Quando o apoiador perguntou por que ele não apoiava as alegações do presidente de fraude eleitoral, Romney disse que seguiria a Constituição.
“Eu não ficaria surpreso se você não tivesse votado legalmente”, disse a pessoa enquanto seguia o senador até o portão. “Você é uma piada, uma piada total, é uma vergonha nojenta.”
Então, amanheceu 6 de janeiro, o dia de acertar as contas. Milhares se reuniram no Centro de Washington. A multidão incluía entre 2.000 e 2.500 membros dos Proud Boys, de acordo com Enrique Tarrio, presidente do grupo.

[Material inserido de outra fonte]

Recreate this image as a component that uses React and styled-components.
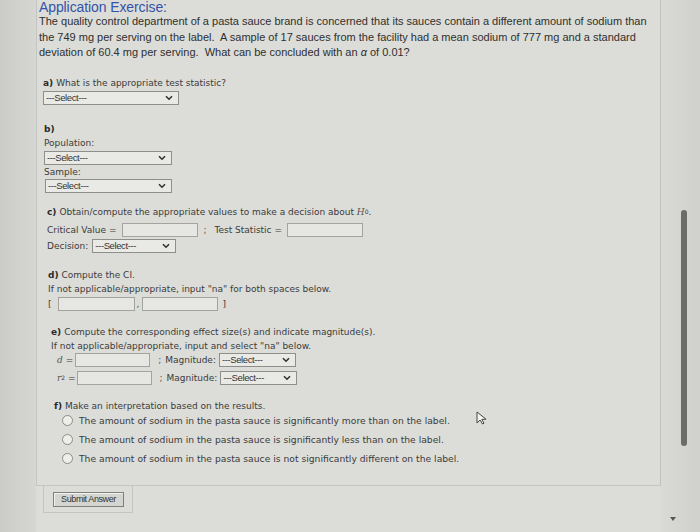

Qualquer esperança de que o vice-presidente Mike Pence, como presidente do Senado, impedisse a confirmação pelo Congresso da vitória de Biden foi destruída antes do meio-dia. Pence disse em uma carta que o vice-presidente não tinha esse poder.
“A Presidência pertence ao povo americano, e somente a ele”, escreveu ele.
Então, ao meio-dia, Trump começou a fazer um discurso para seus entusiasmados seguidores.
À tarde, o presidente criticou seu vice-presidente por não ter “a coragem de fazer o que deveria ser feito para proteger nosso país e nossa Constituição”. Nas horas que viriam, seus apoiadores, carregando bandeiras e vestindo roupas que tinham seu nome, iriam invadir o Capitólio em um episódio caótico que levaria à implementação de um toque de recolher e que deixaria ao menos quatro mortos.
Entre aqueles que invadiriam o Capitólio estavam personagens do QAnon bem conhecidos e supremacistas brancos. Jake Angeli, um apoiador do QAnon conhecido por seu rosto pintado e chapéu com chifre, vagou pelo Senado. Tim Gionet, um teórico da conspiração neonazista, invadiria um escritório no Senado.
Mas primeiro vieram os comentários do presidente, proferidos perto da Casa Branca.
— Nunca desistiremos — disse ele. — Nós nunca iremos ceder. Isso nunca vai acontecer. Você não cede quando há morte envolvida. Nosso país está farto, não vamos aguentar mais isso.
Trump concluiu sua exortação de 70 minutos encorajando todos a caminhar pela Avenida Pensilvânia para dar aos republicanos no Capitólio “o tipo de orgulho e ousadia de que precisam para retomar nosso país”. O presidente dos EUA, então, retornou à Casa Branca, a uma distância segura do caos que deslancharia.